We trained and evaluated TetraPackNet on our own use-case specific dataset. For the dedicated task, the observed results indicate a higher accuracy (superior by 9% points) compared to a previous approach involving a standard Mask R-CNN model and suitable post-processing.

6.2 Future Work

The applicability of TetraPackNet to our use-case of logistics packaging structure recognition will be evaluated further. First of all, we plan to apply the model to package unit detection. This task is additionally challenging as, in general, a large number of densely arranged package faces of very similar appearance need to be detected. On the other hand, a-priori knowledge about the regular package arrangement might allow for specific corner detection interpretations and even interpolations (e.g. in case of single missing corner detections). Additionally, we plan to extend TetraPackNet to specialized detection tasks including even more than four corner or feature points. In our case of logistics transport unit detections, a lot of a-priori knowledge about object structure, shape and posture is given. This can be exploited by integrating specific transport unit templates into the detection model: one can define multiple additional characteristic points (e.g. base pallet or packaging lid corners) which are to be detected by a highly specialized deep learning model.

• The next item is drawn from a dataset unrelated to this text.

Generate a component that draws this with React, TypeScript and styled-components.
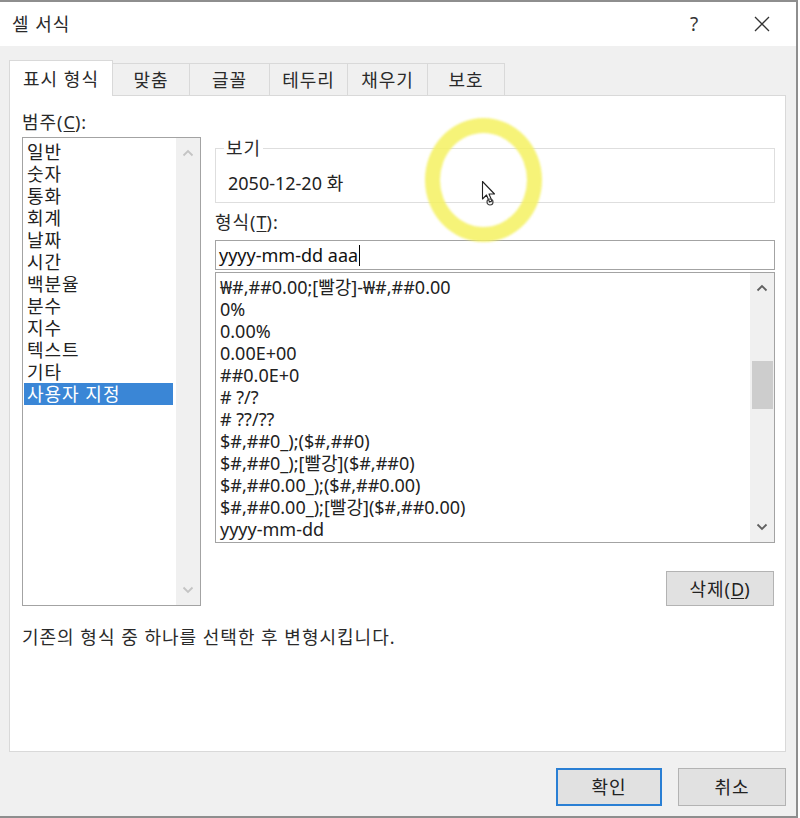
import React from 'react';
import styled, { createGlobalStyle } from 'styled-components';

const GlobalStyle = createGlobalStyle`
  html, body {
    margin: 0;
    padding: 0;
    background: #ffffff;
  }
  body {
    font-family: "Noto Sans", "Noto Sans CJK KR", sans-serif;
    font-size: 18px;
    letter-spacing: 1px;
    color: #1f1f1f;
  }
`;

const Window = styled.div`
  position: relative;
  width: 798px;
  height: 818px;
  box-sizing: border-box;
  border-top: 2px solid #8e8e8e;
  border-right: 2px solid #8e8e8e;
  border-bottom: 2px solid #8e8e8e;
  background: #f0f0f0;
  display: flex;
  flex-direction: column;
  overflow: hidden;
`;

const TitleBar = styled.div`
  height: 44px;
  flex: none;
  display: flex;
  align-items: center;
  background: #ffffff;
  padding-left: 12px;
`;

const Title = styled.div`
  flex: 1;
  line-height: 22px;
  color: #2a2a2a;
`;

const TitleButton = styled.div`
  width: 68px;
  height: 44px;
  display: flex;
  align-items: center;
  justify-content: center;
  font-size: 19px;
  letter-spacing: 0;
  color: #333;
`;

const Body = styled.div`
  flex: 1;
  display: flex;
  flex-direction: column;
  padding: 14px 10px 0 9px;
`;

const TabStrip = styled.div`
  display: flex;
  align-items: flex-end;
  height: 35px;
  padding-left: 1px;
`;

const Tab = styled.div<{ $active?: boolean; $w: number }>`
  box-sizing: border-box;
  width: ${(p) => p.$w}px;
  height: ${(p) => (p.$active ? 36 : 32)}px;
  margin-bottom: ${(p) => (p.$active ? -1 : 0)}px;
  margin-left: -1px;
  border: 1px solid #d9d9d9;
  border-bottom: none;
  background: ${(p) => (p.$active ? '#ffffff' : '#f0f0f0')};
  position: relative;
  z-index: ${(p) => (p.$active ? 1 : 0)};
  display: flex;
  align-items: center;
  justify-content: center;
  line-height: 22px;
  color: #2a2a2a;
`;

const Panel = styled.div`
  box-sizing: border-box;
  height: 657px;
  background: #ffffff;
  border: 1px solid #d9d9d9;
  padding: 15px 10px 0 12px;
`;

const Columns = styled.div`
  display: grid;
  grid-template-columns: 179px 1fr;
  column-gap: 14px;
`;

const Column = styled.div<{ $offset?: number }>`
  display: flex;
  flex-direction: column;
  padding-top: ${(p) => p.$offset ?? 0}px;
  min-width: 0;
`;

const Label = styled.div`
  line-height: 22px;
  height: 22px;
  color: #2a2a2a;

  u {
    letter-spacing: 0;
    text-decoration-thickness: 1px;
    text-underline-offset: 2px;
  }
`;

const ListBox = styled.div<{ $height: number; $gap: number }>`
  box-sizing: border-box;
  height: ${(p) => p.$height}px;
  margin-top: ${(p) => p.$gap}px;
  border: 1px solid #a3a3a3;
  background: #ffffff;
  display: flex;
  overflow: hidden;
`;

const Items = styled.div<{ $latin?: boolean }>`
  flex: 1;
  min-width: 0;
  padding-top: 3px;
  overflow: hidden;
  letter-spacing: ${(p) => (p.$latin ? 0 : 1)}px;
`;

const Item = styled.div<{ $selected?: boolean }>`
  height: 22px;
  line-height: 22px;
  margin: 0 3px 0 1px;
  padding-left: 3px;
  white-space: nowrap;
  background: ${(p) => (p.$selected ? '#3a86d6' : 'transparent')};
  color: ${(p) => (p.$selected ? '#ffffff' : '#222222')};
`;

const Scrollbar = styled.div`
  width: 24px;
  flex: none;
  background: #f0f0f0;
  display: flex;
  flex-direction: column;
`;

const ArrowCell = styled.div`
  height: 30px;
  display: flex;
  align-items: center;
  justify-content: center;
`;

const Track = styled.div`
  flex: 1;
  display: flex;
  flex-direction: column;
  align-items: center;
`;

const Thumb = styled.div<{ $top: number; $size: number }>`
  width: 21px;
  margin-top: ${(p) => p.$top}px;
  height: ${(p) => p.$size}px;
  background: #cdcdcd;
`;

const GroupBox = styled.fieldset`
  margin: 0;
  padding: 13px 12px 8px 12px;
  border: 1px solid #dedede;
  min-width: 0;
`;

const Legend = styled.legend`
  padding: 0 2px;
  margin-left: -4px;
  line-height: 22px;
  color: #2a2a2a;
`;

const Preview = styled.div`
  line-height: 22px;
  letter-spacing: 0;
  color: #222;
`;

const FormatLabel = styled(Label)`
  margin-top: 8px;
`;

const FieldBox = styled.div`
  box-sizing: border-box;
  height: 30px;
  margin-top: 7px;
  border: 1px solid #a3a3a3;
  padding-left: 3px;
  display: flex;
  align-items: center;
  line-height: 22px;
  letter-spacing: 0;
  color: #111;
  white-space: nowrap;
`;

const Caret = styled.span`
  display: inline-block;
  width: 1px;
  height: 21px;
  margin-left: 1px;
  background: #000;
`;

const ButtonRow = styled.div`
  display: flex;
  justify-content: flex-end;
  margin-top: 28px;
  padding-right: 1px;
`;

const Button = styled.div<{ $w: number; $h: number; $default?: boolean }>`
  box-sizing: border-box;
  width: ${(p) => p.$w}px;
  height: ${(p) => p.$h}px;
  display: flex;
  align-items: center;
  justify-content: center;
  background: #e1e1e1;
  border: 1px solid ${(p) => (p.$default ? '#2a7fd4' : '#b3b3b3')};
  box-shadow: ${(p) => (p.$default ? 'inset 0 0 0 1px #2a7fd4' : 'none')};
  line-height: 22px;
  color: #222;

  u {
    letter-spacing: 0;
    text-decoration-thickness: 1px;
    text-underline-offset: 2px;
  }
`;

const Hint = styled.div`
  margin-top: 20px;
  line-height: 22px;
  color: #2a2a2a;
`;

const Footer = styled.div`
  display: flex;
  justify-content: flex-end;
  gap: 16px;
  padding-top: 16px;
`;

const Highlight = styled.div`
  position: absolute;
  left: 425px;
  top: 116px;
  width: 117px;
  height: 124px;
  box-sizing: border-box;
  border: 15px solid rgba(245, 241, 96, 0.85);
  border-radius: 50%;
  filter: blur(1px);
  pointer-events: none;
`;

const Pointer = styled.svg`
  position: absolute;
  left: 481px;
  top: 178px;
  pointer-events: none;
`;

const Chevron = ({ up, color }: { up?: boolean; color: string }) => (
  <svg width="12" height="8" viewBox="0 0 12 8">
    <polyline
      points={up ? '1.5,6.5 6,2 10.5,6.5' : '1.5,1.5 6,6 10.5,1.5'}
      fill="none"
      stroke={color}
      strokeWidth="1.8"
    />
  </svg>
);

const categories = [
  '일반',
  '숫자',
  '통화',
  '회계',
  '날짜',
  '시간',
  '백분율',
  '분수',
  '지수',
  '텍스트',
  '기타',
  '사용자 지정',
];

const formats = [
  '₩#,##0.00;[빨강]-₩#,##0.00',
  '0%',
  '0.00%',
  '0.00E+00',
  '##0.0E+0',
  '# ?/?',
  '# ??/??',
  '$#,##0_);($#,##0)',
  '$#,##0_);[빨강]($#,##0)',
  '$#,##0.00_);($#,##0.00)',
  '$#,##0.00_);[빨강]($#,##0.00)',
  'yyyy-mm-dd',
];

const tabs = [
  { label: '표시 형식', w: 104 },
  { label: '맞춤', w: 78 },
  { label: '글꼴', w: 81 },
  { label: '테두리', w: 79 },
  { label: '채우기', w: 81 },
  { label: '보호', w: 78 },
];

export default function App() {
  return (
    <>
      <GlobalStyle />
      <Window>
        <TitleBar>
          <Title>셀 서식</Title>
          <TitleButton>?</TitleButton>
          <TitleButton>
            <svg width="16" height="16" viewBox="0 0 16 16">
              <path d="M1 1 L15 15 M15 1 L1 15" stroke="#333" strokeWidth="1.3" />
            </svg>
          </TitleButton>
        </TitleBar>

        <Body>
          <TabStrip>
            {tabs.map((t, i) => (
              <Tab key={t.label} $w={t.w} $active={i === 0}>
                {t.label}
              </Tab>
            ))}
          </TabStrip>

          <Panel>
            <Columns>
              <Column>
                <Label>
                  범주(<u>C</u>):
                </Label>
                <ListBox $height={469} $gap={4}>
                  <Items>
                    {categories.map((c) => (
                      <Item key={c} $selected={c === '사용자 지정'}>
                        {c}
                      </Item>
                    ))}
                  </Items>
                  <Scrollbar>
                    <ArrowCell>
                      <Chevron up color="#c4c4c4" />
                    </ArrowCell>
                    <Track />
                    <ArrowCell>
                      <Chevron color="#c4c4c4" />
                    </ArrowCell>
                  </Scrollbar>
                </ListBox>
              </Column>

              <Column $offset={26}>
                <GroupBox>
                  <Legend>보기</Legend>
                  <Preview>2050-12-20 화</Preview>
                </GroupBox>

                <FormatLabel>
                  형식(<u>T</u>):
                </FormatLabel>
                <FieldBox>
                  yyyy-mm-dd aaa
                  <Caret />
                </FieldBox>

                <ListBox $height={271} $gap={2}>
                  <Items $latin>
                    {formats.map((f) => (
                      <Item key={f}>{f}</Item>
                    ))}
                  </Items>
                  <Scrollbar>
                    <ArrowCell>
                      <Chevron up color="#606060" />
                    </ArrowCell>
                    <Track>
                      <Thumb $top={58} $size={48} />
                    </Track>
                    <ArrowCell>
                      <Chevron color="#606060" />
                    </ArrowCell>
                  </Scrollbar>
                </ListBox>

                <ButtonRow>
                  <Button $w={108} $h={35}>
                    삭제(<u>D</u>)
                  </Button>
                </ButtonRow>
              </Column>
            </Columns>

            <Hint>기존의 형식 중 하나를 선택한 후 변형시킵니다.</Hint>
          </Panel>

          <Footer>
            <Button $w={106} $h={38} $default>
              확인
            </Button>
            <Button $w={108} $h={38}>
              취소
            </Button>
          </Footer>
        </Body>

        <Highlight />
        <Pointer width="20" height="28" viewBox="0 0 20 28">
          <path
            d="M1.5 1.5 L1.5 19 L5.5 15 L8.5 22 L11 21 L8 14 L13.5 14 Z"
            fill="#ffffff"
            stroke="#222"
            strokeWidth="1.1"
            strokeLinejoin="round"
          />
          <circle cx="9" cy="22" r="3" fill="none" stroke="#444" strokeWidth="1.2" />
        </Pointer>
      </Window>
    </>
  );
}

Further, we will investigate different algorithmic and architectural choices. As mentioned before, corner pooling strategies adopted from CornerNet might not be ideal for TetraPackNet and its applications. Thus, for instance, experiments with different corner pooling functions will be performed.

At the same time, TetraPackNet is not necessarily limited to the use-case of packaging structure recognition or logistics in general. We plan to affirm our positive results by evaluating TetraPackNet on additional datasets of different use-cases.